#### Goal
Copy each line of the data below exactly, leaving out pictures.

#### Source excerpt
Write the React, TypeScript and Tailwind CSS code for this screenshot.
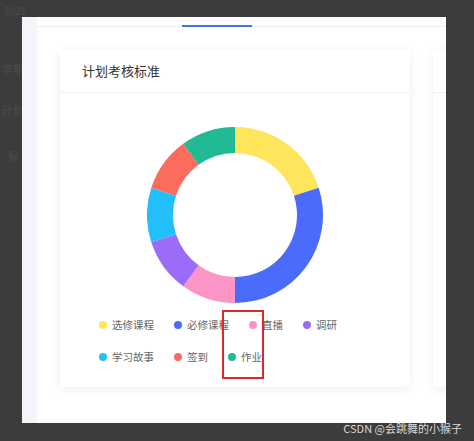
const data = [
  { name: '选修课程', value: 20, color: '#ffe55c' },
  { name: '必修课程', value: 30, color: '#4b6bfb' },
  { name: '直播', value: 10, color: '#fa95c6' },
  { name: '调研', value: 10, color: '#9b6cf8' },
  { name: '学习故事', value: 10, color: '#23bffb' },
  { name: '签到', value: 10, color: '#fb6c5d' },
  { name: '作业', value: 10, color: '#21b996' },
]

const point = (cx: number, cy: number, r: number, deg: number) => {
  const a = (deg * Math.PI) / 180
  return [cx + r * Math.sin(a), cy - r * Math.cos(a)]
}

const arc = (a0: number, a1: number) => {
  const R = 88
  const r = 62
  const c = 88
  const [x0, y0] = point(c, c, R, a0)
  const [x1, y1] = point(c, c, R, a1)
  const [x2, y2] = point(c, c, r, a1)
  const [x3, y3] = point(c, c, r, a0)
  const large = a1 - a0 > 180 ? 1 : 0
  return `M${x0} ${y0} A${R} ${R} 0 ${large} 1 ${x1} ${y1} L${x2} ${y2} A${r} ${r} 0 ${large} 0 ${x3} ${y3} Z`
}

const Donut = () => {
  const total = data.reduce((s, d) => s + d.value, 0)
  let acc = 0
  return (
    <svg width="176" height="176" viewBox="0 0 176 176">
      {data.map((d) => {
        const a0 = (acc / total) * 360
        acc += d.value
        const a1 = (acc / total) * 360
        return <path key={d.name} d={arc(a0, a1)} fill={d.color} />
      })}
    </svg>
  )
}

export default function App() {
  return (
    <div
      className="relative w-[474px] h-[441px] overflow-hidden bg-[#3c3c3c] pt-[17px] pl-[22px]"
      style={{ fontFamily: '"Noto Sans CJK SC", "Liberation Sans", sans-serif' }}
    >
      {/* faint page text behind the overlay */}
      <div className="absolute left-[4px] top-[3px] text-[10px] text-[#4c4c4c]">2021</div>
      <div className="absolute left-[2px] top-[61px] text-[11px] text-[#4c4c4c]">学期</div>
      <div className="absolute left-[2px] top-[102px] text-[11px] text-[#4c4c4c]">计划</div>
      <div className="absolute left-[8px] top-[148px] text-[11px] text-[#4c4c4c]">标</div>

      {/* window */}
      <div className="relative flex w-[424px] h-[406px] bg-white overflow-hidden">
        <div className="w-[15px] shrink-0 bg-[#f4f5fb]" />
        <div className="flex-1 flex flex-col min-w-0">
          {/* tab bar */}
          <div className="relative h-[10px] shrink-0 border-b border-[#eeeeee]">
            <div className="absolute left-[145px] bottom-[-1px] w-[70px] h-[2px] bg-[#3f78e0]" />
          </div>

          {/* content */}
          <div className="flex gap-[23px] pl-[23px] pt-[23px]">
            <div className="relative w-[350px] h-[337px] shrink-0 bg-white rounded-[3px] shadow-[0_2px_12px_rgba(0,0,0,0.07)] flex flex-col">
              <div className="h-[43px] flex items-center pl-[22px] border-b border-[#f0f0f0] text-[13px] text-[#333]">
                计划考核标准
              </div>
              <div className="flex justify-center pt-[34px]">
                <Donut />
              </div>
              <div className="flex flex-wrap w-[260px] ml-[39px] mt-[12px] gap-y-[13px] gap-x-[20px]">
                {data.map((d) => (
                  <div key={d.name} className="flex items-center gap-[5px] h-[19px]">
                    <span className="w-[8px] h-[8px] rounded-full" style={{ backgroundColor: d.color }} />
                    <span className="text-[10.5px] text-[#666]">{d.name}</span>
                  </div>
                ))}
              </div>
              {/* annotation box */}
              <div className="absolute left-[162px] top-[260px] w-[42px] h-[69px] border-2 border-[#e0262b]" />
            </div>

            <div className="w-[350px] h-[337px] shrink-0 bg-white rounded-[3px] shadow-[0_2px_12px_rgba(0,0,0,0.07)]">
              <div className="h-[43px] border-b border-[#f0f0f0]" />
            </div>
          </div>
        </div>
      </div>

      <div className="absolute right-[12px] bottom-[5px] text-[11px] text-[#d8d8d8]">CSDN @会跳舞的小猴子</div>
    </div>
  )
}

#### Task result
Write the React, TypeScript and Tailwind CSS code for this screenshot.
const data = [
  { name: '选修课程', value: 20, color: '#ffe55c' },
  { name: '必修课程', value: 30, color: '#4b6bfb' },
  { name: '直播', value: 10, color: '#fa95c6' },
  { name: '调研', value: 10, color: '#9b6cf8' },
  { name: '学习故事', value: 10, color: '#23bffb' },
  { name: '签到', value: 10, color: '#fb6c5d' },
  { name: '作业', value: 10, color: '#21b996' },
]

const point = (cx: number, cy: number, r: number, deg: number) => {
  const a = (deg * Math.PI) / 180
  return [cx + r * Math.sin(a), cy - r * Math.cos(a)]
}

const arc = (a0: number, a1: number) => {
  const R = 88
  const r = 62
  const c = 88
  const [x0, y0] = point(c, c, R, a0)
  const [x1, y1] = point(c, c, R, a1)
  const [x2, y2] = point(c, c, r, a1)
  const [x3, y3] = point(c, c, r, a0)
  const large = a1 - a0 > 180 ? 1 : 0
  return `M${x0} ${y0} A${R} ${R} 0 ${large} 1 ${x1} ${y1} L${x2} ${y2} A${r} ${r} 0 ${large} 0 ${x3} ${y3} Z`
}

const Donut = () => {
  const total = data.reduce((s, d) => s + d.value, 0)
  let acc = 0
  return (
    <svg width="176" height="176" viewBox="0 0 176 176">
      {data.map((d) => {
        const a0 = (acc / total) * 360
        acc += d.value
        const a1 = (acc / total) * 360
        return <path key={d.name} d={arc(a0, a1)} fill={d.color} />
      })}
    </svg>
  )
}

export default function App() {
  return (
    <div
      className="relative w-[474px] h-[441px] overflow-hidden bg-[#3c3c3c] pt-[17px] pl-[22px]"
      style={{ fontFamily: '"Noto Sans CJK SC", "Liberation Sans", sans-serif' }}
    >
      {/* faint page text behind the overlay */}
      <div className="absolute left-[4px] top-[3px] text-[10px] text-[#4c4c4c]">2021</div>
      <div className="absolute left-[2px] top-[61px] text-[11px] text-[#4c4c4c]">学期</div>
      <div className="absolute left-[2px] top-[102px] text-[11px] text-[#4c4c4c]">计划</div>
      <div className="absolute left-[8px] top-[148px] text-[11px] text-[#4c4c4c]">标</div>

      {/* window */}
      <div className="relative flex w-[424px] h-[406px] bg-white overflow-hidden">
        <div className="w-[15px] shrink-0 bg-[#f4f5fb]" />
        <div className="flex-1 flex flex-col min-w-0">
          {/* tab bar */}
          <div className="relative h-[10px] shrink-0 border-b border-[#eeeeee]">
            <div className="absolute left-[145px] bottom-[-1px] w-[70px] h-[2px] bg-[#3f78e0]" />
          </div>

          {/* content */}
          <div className="flex gap-[23px] pl-[23px] pt-[23px]">
            <div className="relative w-[350px] h-[337px] shrink-0 bg-white rounded-[3px] shadow-[0_2px_12px_rgba(0,0,0,0.07)] flex flex-col">
              <div className="h-[43px] flex items-center pl-[22px] border-b border-[#f0f0f0] text-[13px] text-[#333]">
                计划考核标准
              </div>
              <div className="flex justify-center pt-[34px]">
                <Donut />
              </div>
              <div className="flex flex-wrap w-[260px] ml-[39px] mt-[12px] gap-y-[13px] gap-x-[20px]">
                {data.map((d) => (
                  <div key={d.name} className="flex items-center gap-[5px] h-[19px]">
                    <span className="w-[8px] h-[8px] rounded-full" style={{ backgroundColor: d.color }} />
                    <span className="text-[10.5px] text-[#666]">{d.name}</span>
                  </div>
                ))}
              </div>
              {/* annotation box */}
              <div className="absolute left-[162px] top-[260px] w-[42px] h-[69px] border-2 border-[#e0262b]" />
            </div>

            <div className="w-[350px] h-[337px] shrink-0 bg-white rounded-[3px] shadow-[0_2px_12px_rgba(0,0,0,0.07)]">
              <div className="h-[43px] border-b border-[#f0f0f0]" />
            </div>
          </div>
        </div>
      </div>

      <div className="absolute right-[12px] bottom-[5px] text-[11px] text-[#d8d8d8]">CSDN @会跳舞的小猴子</div>
    </div>
  )
}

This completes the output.